**TASK REQUIREMENTS:** Copy each line in the data that includes the word "with".

**DATASET ROWS:**
[BEGIN]

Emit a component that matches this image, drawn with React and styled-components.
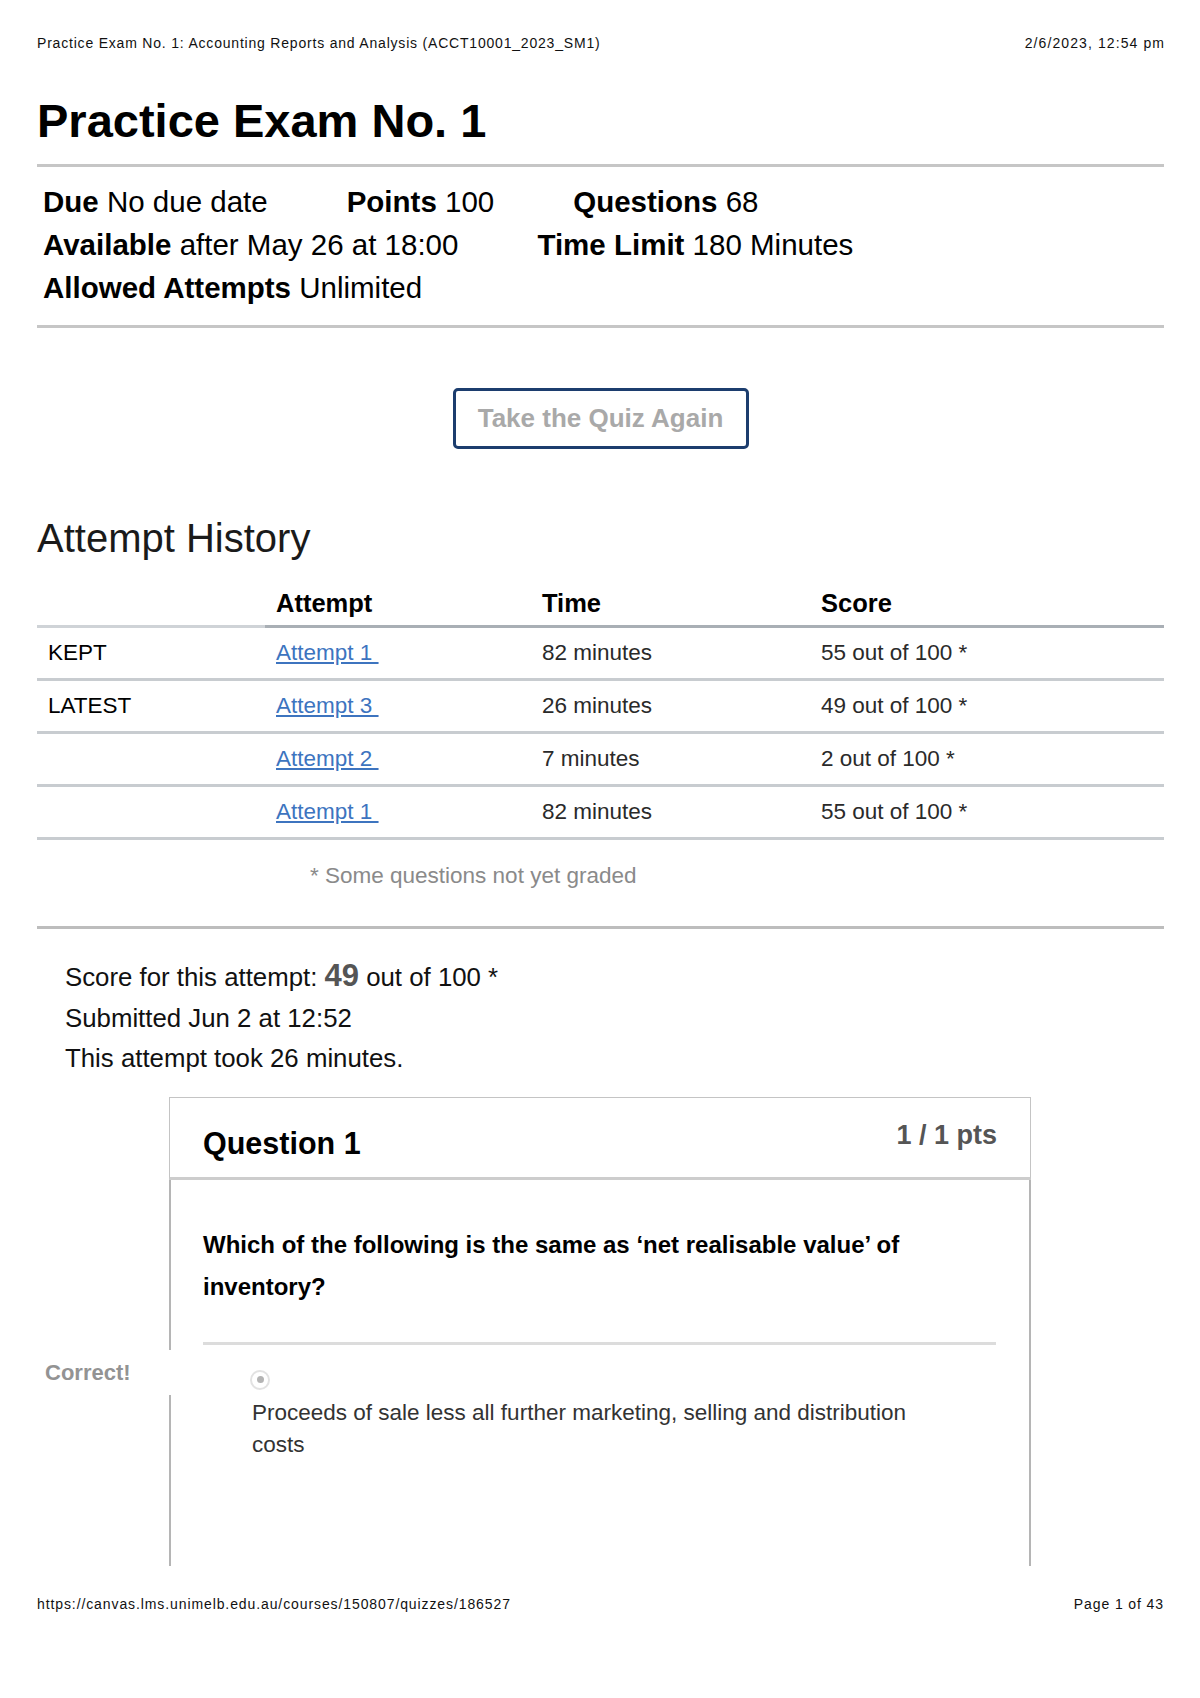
import React from "react";
import styled, { createGlobalStyle } from "styled-components";

const GlobalStyle = createGlobalStyle`
  html, body { margin: 0; padding: 0; background: #fff; }
  body { font-family: "Liberation Sans", Arial, Helvetica, sans-serif; color: #000; }
  * { box-sizing: border-box; }
`;

const Page = styled.div`
  width: 1200px;
  min-height: 1698px;
  padding: 33px 36px 0 37px;
  background: #fff;
`;

const PrintBar = styled.div`
  display: flex;
  justify-content: space-between;
  align-items: center;
  font-size: 14px;
  line-height: 20px;
  letter-spacing: ${(p) => p.$spacing || "0.8px"};
  color: #111;
  margin-top: ${(p) => p.$mt || "0"};
`;

const Stamp = styled.span`
  letter-spacing: 1.1px;
  margin-right: -1.1px;
`;

const Title = styled.h1`
  margin: 40px 0 0;
  font-size: 47px;
  line-height: 56px;
  font-weight: 700;
  color: #000;
`;

const Rule = styled.div`
  height: ${(p) => p.$h || 3}px;
  background: ${(p) => p.$color || "#c6c6c6"};
  margin-top: ${(p) => p.$mt}px;
`;

const Details = styled.ul`
  list-style: none;
  margin: 0;
  display: flex;
  flex-wrap: wrap;
  column-gap: 79px;
  padding: 13px 0 16px 6px;
  font-size: 29.5px;
  line-height: 43px;
`;

const Detail = styled.li`
  white-space: nowrap;
  b { font-weight: 700; }
`;

const ButtonRow = styled.div`
  display: flex;
  justify-content: center;
  margin-top: 60px;
`;

const QuizButton = styled.button`
  width: 296px;
  height: 61px;
  border: 3px solid #1c3d6e;
  border-radius: 5px;
  background: #fff;
  color: #a9a9a9;
  font-family: inherit;
  font-size: 26px;
  font-weight: 700;
  padding: 0;
`;

const Heading = styled.h2`
  margin: 65px 0 0;
  font-size: 40px;
  line-height: 48px;
  font-weight: 400;
  color: #1a1a1a;
`;

const Table = styled.table`
  margin-top: 18px;
  width: 100%;
  border-collapse: collapse;
  table-layout: fixed;
`;

const Th = styled.th`
  text-align: left;
  font-size: 25.5px;
  font-weight: 700;
  line-height: 30px;
  padding: 8px 11px 7px;
  border-bottom: 3px solid ${(p) => (p.$light ? "#cfd3d7" : "#a9afb5")};
  color: #000;
`;

const Td = styled.td`
  font-size: 22.5px;
  line-height: 26px;
  padding: 12px 11px;
  border-bottom: 3px solid #c8ccd0;
  color: ${(p) => (p.$strong ? "#000" : "#2a2a2a")};
  white-space: nowrap;
`;

const AttemptLink = styled.a`
  color: #3d74bf;
  text-decoration: underline;
  white-space: pre;
`;

const Footnote = styled.div`
  margin-top: 21px;
  padding-left: 273px;
  font-size: 22.5px;
  line-height: 30px;
  color: #8a8a8a;
`;

const ScoreBlock = styled.div`
  margin-top: 28px;
  padding-left: 28px;
  font-size: 25.8px;
  line-height: 40.5px;
  color: #111;
`;

const BigScore = styled.span`
  font-size: 31px;
  font-weight: 700;
  color: #555;
  line-height: 1;
`;

const QuestionBox = styled.div`
  position: relative;
  width: 862px;
  margin: 18px 0 0 132px;
`;

const QuestionHeader = styled.div`
  height: 83px;
  display: flex;
  justify-content: space-between;
  align-items: flex-start;
  padding: 19px 33px 0 33px;
  border: 1px solid #c4c4c4;
  border-bottom: 3px solid #cdcdcd;
`;

const QuestionName = styled.div`
  margin-top: 8px;
  font-size: 30.5px;
  line-height: 36px;
  font-weight: 700;
  color: #000;
`;

const Points = styled.div`
  font-size: 27px;
  line-height: 36px;
  font-weight: 700;
  color: #555;
`;

const QuestionBody = styled.div`
  height: 386px;
  padding: 44px 33px 0 32px;
  border-left: 2px solid #b5b5b5;
  border-right: 2px solid #b5b5b5;
`;

const QuestionText = styled.div`
  font-size: 24px;
  line-height: 42px;
  font-weight: 700;
  color: #000;
`;

const Divider = styled.div`
  height: 3px;
  background: #dcdcdc;
  margin-top: 34px;
`;

const Answer = styled.div`
  margin-top: 25px;
  padding-left: 49px;
`;

const Radio = styled.span`
  display: flex;
  align-items: center;
  justify-content: center;
  width: 20px;
  height: 20px;
  margin-left: -2px;
  border-radius: 50%;
  border: 2px solid #e2e2e2;
  background: #fff;
  &::after {
    content: "";
    width: 7px;
    height: 7px;
    border-radius: 50%;
    background: #b4b4b4;
  }
`;

const AnswerText = styled.div`
  margin-top: 7px;
  max-width: 700px;
  font-size: 22.5px;
  line-height: 32px;
  color: #333;
`;

const CorrectLabel = styled.div`
  position: absolute;
  left: -132px;
  top: 253px;
  width: 140px;
  height: 45px;
  padding-left: 8px;
  background: #fff;
  font-size: 22px;
  line-height: 45px;
  font-weight: 700;
  color: #939393;
`;

const attempts = [
  { status: "KEPT", n: 1, time: "82 minutes", score: "55 out of 100 *" },
  { status: "LATEST", n: 3, time: "26 minutes", score: "49 out of 100 *" },
  { status: "", n: 2, time: "7 minutes", score: "2 out of 100 *" },
  { status: "", n: 1, time: "82 minutes", score: "55 out of 100 *" },
];

export default function App() {
  return (
    <>
      <GlobalStyle />
      <Page>
        <PrintBar>
          <span>Practice Exam No. 1: Accounting Reports and Analysis (ACCT10001_2023_SM1)</span>
          <Stamp>2/6/2023, 12:54 pm</Stamp>
        </PrintBar>

        <Title>Practice Exam No. 1</Title>
        <Rule $mt={15} />

        <Details>
          <Detail><b>Due</b> No due date</Detail>
          <Detail><b>Points</b> 100</Detail>
          <Detail><b>Questions</b> 68</Detail>
          <Detail><b>Available</b> after May 26 at 18:00</Detail>
          <Detail><b>Time Limit</b> 180 Minutes</Detail>
          <Detail><b>Allowed Attempts</b> Unlimited</Detail>
        </Details>
        <Rule $mt={0} />

        <ButtonRow>
          <QuizButton>Take the Quiz Again</QuizButton>
        </ButtonRow>

        <Heading>Attempt History</Heading>
        <Table>
          <colgroup>
            <col style={{ width: 228 }} />
            <col style={{ width: 266 }} />
            <col style={{ width: 279 }} />
            <col />
          </colgroup>
          <thead>
            <tr>
              <Th $light></Th>
              <Th>Attempt</Th>
              <Th>Time</Th>
              <Th>Score</Th>
            </tr>
          </thead>
          <tbody>
            {attempts.map((a, i) => (
              <tr key={i}>
                <Td $strong>{a.status}</Td>
                <Td>
                  <AttemptLink href="#">{`Attempt ${a.n} `}</AttemptLink>
                </Td>
                <Td>{a.time}</Td>
                <Td>{a.score}</Td>
              </tr>
            ))}
          </tbody>
        </Table>
        <Footnote>* Some questions not yet graded</Footnote>
        <Rule $mt={35} $color="#bdbdbd" />

        <ScoreBlock>
          <div>
            Score for this attempt: <BigScore>49</BigScore> out of 100 *
          </div>
          <div>Submitted Jun 2 at 12:52</div>
          <div>This attempt took 26 minutes.</div>
        </ScoreBlock>

        <QuestionBox>
          <QuestionHeader>
            <QuestionName>Question 1</QuestionName>
            <Points>1 / 1 pts</Points>
          </QuestionHeader>
          <QuestionBody>
            <QuestionText>
              Which of the following is the same as ‘net realisable value’ of inventory?
            </QuestionText>
            <Divider />
            <Answer>
              <Radio />
              <AnswerText>
                Proceeds of sale less all further marketing, selling and distribution costs
              </AnswerText>
            </Answer>
          </QuestionBody>
          <CorrectLabel>Correct!</CorrectLabel>
        </QuestionBox>

        <PrintBar $mt="28px" $spacing="0.9px">
          <span>https://canvas.lms.unimelb.edu.au/courses/150807/quizzes/186527</span>
          <span>Page 1 of 43</span>
        </PrintBar>
      </Page>
    </>
  );
}
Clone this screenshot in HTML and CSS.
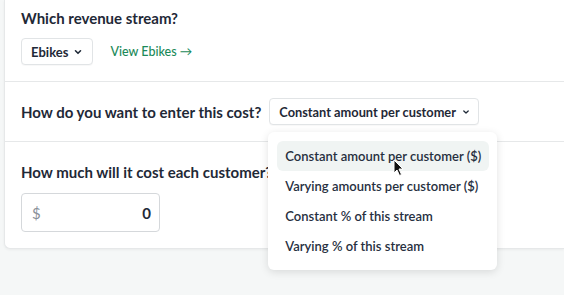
FILE: index.html
```html
<!doctype html>
<html>
<head>
    <title>Cost settings</title>
    <link rel="stylesheet" href="styles.css">
</head>
<body>
    <div class="cost-card">
        <div class="section">
            <h2 class="question">Which revenue stream?</h2>
            <div class="row">
                <button class="select-btn">Ebikes
                    <svg class="chev" width="10" height="10" viewBox="0 0 10 10"><path d="M2.5 3.8 L5 6.3 L7.5 3.8" fill="none" stroke="#1f2937" stroke-width="1.6" stroke-linecap="round" stroke-linejoin="round"/></svg>
                </button>
                <a class="link" href="#">View Ebikes &rarr;</a>
            </div>
        </div>
        <div class="section inline">
            <h2 class="question">How do you want to enter this cost?</h2>
            <div class="dropdown">
                <button class="select-btn small">Constant amount per customer
                    <svg class="chev" width="10" height="10" viewBox="0 0 10 10"><path d="M2.8 4 L5 6 L7.2 4" fill="none" stroke="#1f2937" stroke-width="1.3" stroke-linecap="round" stroke-linejoin="round"/></svg>
                </button>
                <ul class="menu">
                    <li class="active">Constant amount per customer ($)</li>
                    <li>Varying amounts per customer ($)</li>
                    <li>Constant % of this stream</li>
                    <li>Varying % of this stream</li>
                </ul>
                <!-- mouse pointer -->
                <svg class="cursor" width="12" height="18" viewBox="0 0 12 18"><path d="M1 1 L1 14 L4 11 L6.5 16.5 L8.5 15.5 L6 10 L10 10 Z" fill="#111" stroke="#fff" stroke-width="1"/></svg>
            </div>
        </div>
        <div class="section">
            <h2 class="question">How much will it cost each customer?</h2>
            <div class="money-input">
                <span class="prefix">$</span>
                <span class="value">0</span>
            </div>
        </div>
    </div>
</body>
</html>
```
FILE: styles.css
```css
html, body {
    height: 100%;
}
body {
    margin: 0;
    background-color: #f5f7f7;
    font-family: "Lato", "Noto Sans", sans-serif;
    color: #1f2937;
}
.cost-card {
    margin-left: 4px;
    background-color: #fff;
    border: 1px solid #e6e8e9;
    border-top: none;
    border-right: none;
    border-radius: 0 0 0 6px;
    box-shadow: 0 1px 3px rgba(0, 0, 0, 0.05);
}
.section {
    padding: 7px 16px 16px;
    border-bottom: 1px solid #e6e8e9;
}
.section:last-child {
    border-bottom: none;
    padding-top: 19px;
}
.section.inline {
    display: flex;
    align-items: center;
    padding: 16px 16px 16px;
}
.question {
    margin: 0;
    font-size: 15px;
    font-weight: 700;
    line-height: 22px;
    white-space: nowrap;
}
.inline .question {
    margin-right: 8px;
}
.row {
    display: flex;
    align-items: center;
    margin-top: 9px;
}
.select-btn {
    display: flex;
    align-items: center;
    height: 27px;
    padding: 0 9px 0 9px;
    background: #fff;
    border: 1px solid #e1e4e6;
    border-radius: 4px;
    font-family: inherit;
    font-size: 13px;
    font-weight: 700;
    color: #1f2937;
    white-space: nowrap;
    box-shadow: 0 1px 1px rgba(0, 0, 0, 0.03);
}
.select-btn .chev {
    margin-left: 5px;
}
.select-btn.small {
    font-size: 12.8px;
    padding: 0 7px 0 9px;
}
.link {
    margin-left: 17px;
    color: #1c8a5a;
    font-size: 12.5px;
    font-weight: 500;
    text-decoration: none;
}
.dropdown {
    position: relative;
    z-index: 5;
}
.menu {
    position: absolute;
    left: -1px;
    top: 34px;
    width: 212px;
    margin: 0;
    padding: 9px 8px 9px 9px;
    list-style: none;
    background: #fff;
    border-radius: 6px;
    box-shadow: 0 2px 8px rgba(0, 0, 0, 0.12);
    z-index: 2;
}
.menu li {
    height: 30px;
    line-height: 30px;
    padding: 0 8px;
    border-radius: 6px;
    font-size: 13px;
    font-weight: 600;
    color: #27303f;
    white-space: nowrap;
}
.menu li.active {
    background-color: #f0f4f3;
}
.cursor {
    position: absolute;
    left: 124px;
    top: 61px;
    z-index: 3;
}
.money-input {
    display: flex;
    align-items: center;
    justify-content: space-between;
    box-sizing: border-box;
    width: 139px;
    height: 39px;
    margin-top: 10px;
    padding: 0 8px 0 10px;
    border: 1px solid #d5d8db;
    border-radius: 4px;
}
.prefix {
    color: #8a9099;
    font-size: 15px;
}
.value {
    font-size: 15px;
    font-weight: 700;
}
```
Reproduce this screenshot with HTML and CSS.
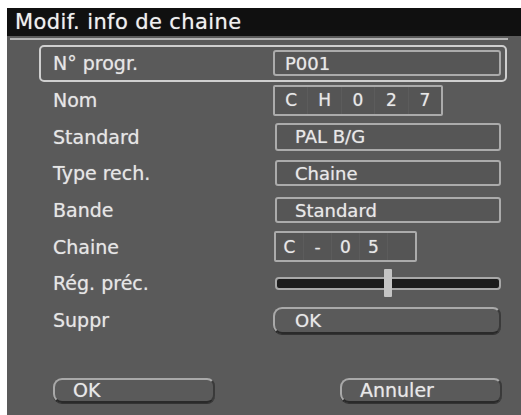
FILE: index.html
```html
<!DOCTYPE html>
<html lang="fr">
<head>
<meta charset="utf-8">
<title>Modif. info de chaine</title>
<link rel="stylesheet" href="styles.css">
</head>
<body>
<div class="screen">
  <div class="titlebar">Modif. info de chaine</div>
  <div class="rule"></div>
  <div class="rows">
    <div class="row active">
      <div class="label">N° progr.</div>
      <div class="value box box-p">P001</div>
    </div>
    <div class="row">
      <div class="label">Nom</div>
      <div class="value seg seg-nom">
        <span class="cell">C</span><span class="cell">H</span><span class="cell">0</span><span class="cell">2</span><span class="cell">7</span>
      </div>
    </div>
    <div class="row">
      <div class="label">Standard</div>
      <div class="value box box-tall">PAL B/G</div>
    </div>
    <div class="row">
      <div class="label">Type rech.</div>
      <div class="value box">Chaine</div>
    </div>
    <div class="row">
      <div class="label">Bande</div>
      <div class="value box">Standard</div>
    </div>
    <div class="row">
      <div class="label">Chaine</div>
      <div class="value seg seg-ch">
        <span class="cell">C</span><span class="cell">-</span><span class="cell">0</span><span class="cell">5</span><span class="cell"></span>
      </div>
    </div>
    <div class="row">
      <div class="label">Rég. préc.</div>
      <div class="value slider">
        <div class="track"></div>
        <div class="thumb"></div>
      </div>
    </div>
    <div class="row">
      <div class="label">Suppr</div>
      <div class="value btn btn-wide">OK</div>
    </div>
  </div>
  <div class="actions">
    <div class="btn btn-action">OK</div>
    <div class="btn btn-action btn-cancel">Annuler</div>
  </div>
</div>
</body>
</html>
```

FILE: styles.css
```css
html, body {
  margin: 0;
  padding: 0;
  background: #ffffff;
}

body {
  font-family: "DejaVu Sans", "Liberation Sans", sans-serif;
  color: #e4e4e4;
}

.screen {
  margin: 8px 0 0 7px;
  width: 514px;
  height: 407px;
  background: #5a5a5a;
  display: flex;
  flex-direction: column;
  overflow: hidden;
  text-shadow: 0 0 1px rgba(230, 230, 230, 0.6);
}

.titlebar {
  height: 28px;
  background: #101010;
  font-size: 21px;
  line-height: 28px;
  padding-left: 8px;
  color: #f0f0f0;
  letter-spacing: 0.4px;
}

.rule {
  margin: 2px 0 0 3px;
  width: 498px;
  height: 2px;
  background: #b4b4b4;
}

.rows {
  margin: 5px 0 0 32px;
  width: 468px;
  display: flex;
  flex-direction: column;
}

.row {
  height: 36.7px;
  box-sizing: border-box;
  border: 2px solid transparent;
  border-radius: 5px;
  display: flex;
  align-items: center;
}

.row.active {
  border-color: #cfcfcf;
}

.label {
  width: 220px;
  padding-left: 12px;
  font-size: 19px;
  color: #e6e6e6;
}

.value {
  box-sizing: border-box;
  font-size: 18px;
  color: #e8e8e8;
}

.box {
  width: 226px;
  height: 26px;
  margin-left: 2px;
  border: 2px solid #ababab;
  border-radius: 3px;
  background: #565656;
  display: flex;
  align-items: center;
  padding-left: 18px;
}

.box-p {
  width: 228px;
  margin-left: 0;
  padding-left: 10px;
}

.box-tall {
  height: 28px;
}

.seg {
  height: 31px;
  border: 2px solid #ababab;
  border-radius: 2px;
  display: flex;
  background: #555555;
}

.seg-nom {
  width: 170px;
}

.seg-ch {
  width: 143px;
  margin-left: 1px;
}

.cell {
  flex: 1;
  display: flex;
  align-items: center;
  justify-content: center;
  border-right: 1px solid #5c5c5c;
  font-size: 17px;
}

.cell:last-child {
  border-right: none;
}

.slider {
  position: relative;
  width: 226px;
  height: 28px;
  margin-left: 2px;
  display: flex;
  align-items: center;
}

.track {
  width: 100%;
  height: 13px;
  box-sizing: border-box;
  border: 2px solid #a8a8a8;
  border-radius: 4px;
  background: #1c1c1c;
}

.thumb {
  position: absolute;
  left: 109px;
  top: 0;
  width: 8px;
  height: 28px;
  background: #c4c4c4;
  border-radius: 1px;
}

.btn {
  box-sizing: border-box;
  border: 2px solid #a9a9a9;
  border-bottom-color: #2a2a2a;
  border-right-color: #3a3a3a;
  border-radius: 9px 8px 8px 9px;
  box-shadow: 0 1px 0 #333333;
  display: flex;
  align-items: center;
  color: #e8e8e8;
}

.btn-wide {
  width: 228px;
  height: 27px;
  padding-left: 20px;
  font-size: 18px;
}

.actions {
  margin: 39px 0 0 46px;
  width: 449px;
  display: flex;
  justify-content: space-between;
}

.btn-action {
  width: 162px;
  height: 25px;
  padding-left: 18px;
  font-size: 19px;
}

.btn-cancel {
  padding-left: 18px;
}
```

[END]

**TASK ANSWER:**
Emit a component that matches this image, drawn with React and styled-components.
Reproduce this screenshot with HTML and CSS.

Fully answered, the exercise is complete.